**What is asked**
Only lines with the word "React" are needed; collect each of them from the listing below.

**Supplied data**

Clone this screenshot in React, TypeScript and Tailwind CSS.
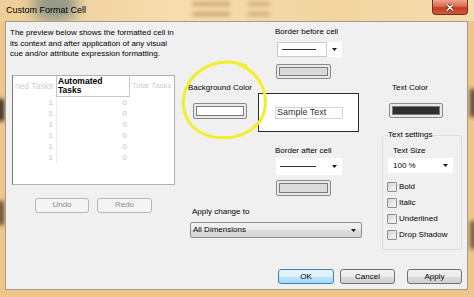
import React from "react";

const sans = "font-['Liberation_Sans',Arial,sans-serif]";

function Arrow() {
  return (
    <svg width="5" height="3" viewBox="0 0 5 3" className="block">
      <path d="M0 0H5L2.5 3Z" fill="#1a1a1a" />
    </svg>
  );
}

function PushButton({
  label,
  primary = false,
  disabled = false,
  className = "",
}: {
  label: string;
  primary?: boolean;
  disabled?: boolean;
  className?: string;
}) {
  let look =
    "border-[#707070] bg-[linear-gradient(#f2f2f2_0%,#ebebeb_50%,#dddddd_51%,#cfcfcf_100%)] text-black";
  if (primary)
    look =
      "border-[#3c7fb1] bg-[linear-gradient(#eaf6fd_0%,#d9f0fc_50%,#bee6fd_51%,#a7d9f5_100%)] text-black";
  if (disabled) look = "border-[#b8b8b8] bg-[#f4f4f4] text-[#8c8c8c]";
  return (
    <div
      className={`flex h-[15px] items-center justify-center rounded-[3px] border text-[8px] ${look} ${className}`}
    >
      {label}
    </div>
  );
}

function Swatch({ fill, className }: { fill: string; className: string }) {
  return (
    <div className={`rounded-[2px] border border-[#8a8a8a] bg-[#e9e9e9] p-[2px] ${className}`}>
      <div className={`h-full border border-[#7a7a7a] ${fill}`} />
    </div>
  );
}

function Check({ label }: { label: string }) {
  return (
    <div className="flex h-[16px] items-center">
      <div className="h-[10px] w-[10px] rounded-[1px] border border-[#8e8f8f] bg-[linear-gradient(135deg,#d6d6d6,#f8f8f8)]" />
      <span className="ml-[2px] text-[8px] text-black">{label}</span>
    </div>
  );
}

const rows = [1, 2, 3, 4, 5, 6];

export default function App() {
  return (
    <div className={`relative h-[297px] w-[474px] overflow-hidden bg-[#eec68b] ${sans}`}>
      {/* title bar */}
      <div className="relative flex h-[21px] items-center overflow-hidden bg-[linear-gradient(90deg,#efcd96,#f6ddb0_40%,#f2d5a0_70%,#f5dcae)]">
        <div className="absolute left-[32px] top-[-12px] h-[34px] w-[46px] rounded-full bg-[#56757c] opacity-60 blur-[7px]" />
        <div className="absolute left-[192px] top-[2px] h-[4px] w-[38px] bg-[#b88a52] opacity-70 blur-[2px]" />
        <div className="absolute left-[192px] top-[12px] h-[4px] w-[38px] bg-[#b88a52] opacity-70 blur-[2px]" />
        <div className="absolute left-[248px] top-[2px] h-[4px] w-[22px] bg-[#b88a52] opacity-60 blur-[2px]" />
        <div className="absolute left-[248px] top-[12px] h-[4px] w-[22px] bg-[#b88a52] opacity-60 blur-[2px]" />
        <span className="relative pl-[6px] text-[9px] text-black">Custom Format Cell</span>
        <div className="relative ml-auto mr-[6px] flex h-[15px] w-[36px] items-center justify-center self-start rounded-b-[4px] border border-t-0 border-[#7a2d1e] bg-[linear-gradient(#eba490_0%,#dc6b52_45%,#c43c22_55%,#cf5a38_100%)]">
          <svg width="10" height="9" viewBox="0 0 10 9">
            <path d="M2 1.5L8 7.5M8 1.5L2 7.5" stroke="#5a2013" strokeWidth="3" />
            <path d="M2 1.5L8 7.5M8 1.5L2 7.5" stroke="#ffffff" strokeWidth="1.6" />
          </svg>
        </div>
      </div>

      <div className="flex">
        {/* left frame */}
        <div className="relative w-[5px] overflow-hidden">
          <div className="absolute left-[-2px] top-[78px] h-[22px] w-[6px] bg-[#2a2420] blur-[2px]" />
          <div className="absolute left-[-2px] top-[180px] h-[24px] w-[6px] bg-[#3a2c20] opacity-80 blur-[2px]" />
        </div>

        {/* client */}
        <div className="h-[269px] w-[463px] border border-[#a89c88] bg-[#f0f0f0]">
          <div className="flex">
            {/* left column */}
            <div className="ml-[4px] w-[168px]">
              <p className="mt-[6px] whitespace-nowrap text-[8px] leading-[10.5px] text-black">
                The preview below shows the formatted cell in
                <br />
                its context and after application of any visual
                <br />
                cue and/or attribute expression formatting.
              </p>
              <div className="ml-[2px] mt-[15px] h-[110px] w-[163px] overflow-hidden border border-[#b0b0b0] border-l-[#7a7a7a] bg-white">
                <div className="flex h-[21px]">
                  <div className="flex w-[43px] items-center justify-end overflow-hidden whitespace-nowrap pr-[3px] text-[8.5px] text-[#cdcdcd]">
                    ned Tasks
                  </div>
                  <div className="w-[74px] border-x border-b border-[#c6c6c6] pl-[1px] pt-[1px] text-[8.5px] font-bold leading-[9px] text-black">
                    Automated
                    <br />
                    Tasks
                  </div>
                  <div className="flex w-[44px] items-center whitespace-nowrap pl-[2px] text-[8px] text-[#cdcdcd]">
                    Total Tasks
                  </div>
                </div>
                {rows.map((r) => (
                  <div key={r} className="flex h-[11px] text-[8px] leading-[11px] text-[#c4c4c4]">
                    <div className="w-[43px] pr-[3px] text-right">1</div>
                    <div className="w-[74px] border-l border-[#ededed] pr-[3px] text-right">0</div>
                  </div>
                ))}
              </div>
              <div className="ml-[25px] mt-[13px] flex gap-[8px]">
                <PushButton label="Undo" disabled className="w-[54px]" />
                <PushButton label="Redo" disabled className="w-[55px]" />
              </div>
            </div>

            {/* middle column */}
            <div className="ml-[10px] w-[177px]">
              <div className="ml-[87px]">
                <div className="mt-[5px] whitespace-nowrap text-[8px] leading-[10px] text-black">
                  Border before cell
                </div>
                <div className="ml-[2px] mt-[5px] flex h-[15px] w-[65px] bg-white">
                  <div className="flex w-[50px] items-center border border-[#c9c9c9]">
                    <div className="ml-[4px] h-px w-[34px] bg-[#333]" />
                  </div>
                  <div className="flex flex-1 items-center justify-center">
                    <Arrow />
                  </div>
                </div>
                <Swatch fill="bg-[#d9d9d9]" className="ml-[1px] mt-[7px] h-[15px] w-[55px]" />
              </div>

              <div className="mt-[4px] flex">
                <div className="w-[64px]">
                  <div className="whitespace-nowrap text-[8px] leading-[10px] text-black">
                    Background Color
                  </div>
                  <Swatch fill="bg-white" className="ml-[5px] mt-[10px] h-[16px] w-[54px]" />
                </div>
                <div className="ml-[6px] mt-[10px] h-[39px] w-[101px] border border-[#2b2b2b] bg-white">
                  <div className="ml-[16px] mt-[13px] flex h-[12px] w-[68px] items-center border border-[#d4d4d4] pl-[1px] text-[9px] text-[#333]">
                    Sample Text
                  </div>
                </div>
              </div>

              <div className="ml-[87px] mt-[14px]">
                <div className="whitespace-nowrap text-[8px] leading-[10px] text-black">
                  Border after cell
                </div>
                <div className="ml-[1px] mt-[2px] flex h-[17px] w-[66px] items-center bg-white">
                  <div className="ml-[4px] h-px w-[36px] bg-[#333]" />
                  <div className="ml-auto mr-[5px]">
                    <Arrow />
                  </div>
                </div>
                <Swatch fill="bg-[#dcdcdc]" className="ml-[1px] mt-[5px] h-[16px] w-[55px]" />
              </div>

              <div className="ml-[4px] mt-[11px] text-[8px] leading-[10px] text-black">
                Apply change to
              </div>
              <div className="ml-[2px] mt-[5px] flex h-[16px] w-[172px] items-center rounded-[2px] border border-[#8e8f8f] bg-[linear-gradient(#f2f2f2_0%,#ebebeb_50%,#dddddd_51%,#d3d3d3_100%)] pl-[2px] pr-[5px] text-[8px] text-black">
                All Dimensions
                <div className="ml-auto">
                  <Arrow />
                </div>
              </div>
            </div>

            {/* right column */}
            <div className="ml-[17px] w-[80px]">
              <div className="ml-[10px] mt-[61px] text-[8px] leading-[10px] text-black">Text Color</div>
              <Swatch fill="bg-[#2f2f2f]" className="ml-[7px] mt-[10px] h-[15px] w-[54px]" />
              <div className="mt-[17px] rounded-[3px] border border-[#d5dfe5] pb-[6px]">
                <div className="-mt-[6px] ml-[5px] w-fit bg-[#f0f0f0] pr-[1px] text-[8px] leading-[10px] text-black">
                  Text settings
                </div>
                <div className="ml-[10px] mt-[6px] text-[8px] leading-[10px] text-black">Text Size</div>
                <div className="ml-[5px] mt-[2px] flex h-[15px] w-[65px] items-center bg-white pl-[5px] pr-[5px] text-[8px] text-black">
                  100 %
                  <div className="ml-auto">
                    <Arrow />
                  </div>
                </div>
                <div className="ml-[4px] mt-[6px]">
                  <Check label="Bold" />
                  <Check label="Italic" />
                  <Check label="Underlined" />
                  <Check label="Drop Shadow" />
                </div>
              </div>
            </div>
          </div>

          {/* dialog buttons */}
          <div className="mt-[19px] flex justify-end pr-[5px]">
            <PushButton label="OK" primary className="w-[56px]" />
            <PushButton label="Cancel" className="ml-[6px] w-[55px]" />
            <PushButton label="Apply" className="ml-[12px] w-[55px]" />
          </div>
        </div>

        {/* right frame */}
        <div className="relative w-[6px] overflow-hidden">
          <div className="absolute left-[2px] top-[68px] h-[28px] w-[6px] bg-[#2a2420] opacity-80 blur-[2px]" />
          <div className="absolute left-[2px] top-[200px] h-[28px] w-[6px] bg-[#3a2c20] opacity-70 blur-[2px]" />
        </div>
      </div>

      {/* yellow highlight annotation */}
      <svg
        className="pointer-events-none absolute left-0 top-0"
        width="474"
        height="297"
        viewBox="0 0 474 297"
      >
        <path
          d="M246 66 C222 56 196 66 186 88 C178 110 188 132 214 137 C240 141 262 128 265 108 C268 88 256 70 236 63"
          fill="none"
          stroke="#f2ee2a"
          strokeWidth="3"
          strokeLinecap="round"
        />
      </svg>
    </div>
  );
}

**Exercise output**
Clone this screenshot in React, TypeScript and Tailwind CSS.
import React from "react";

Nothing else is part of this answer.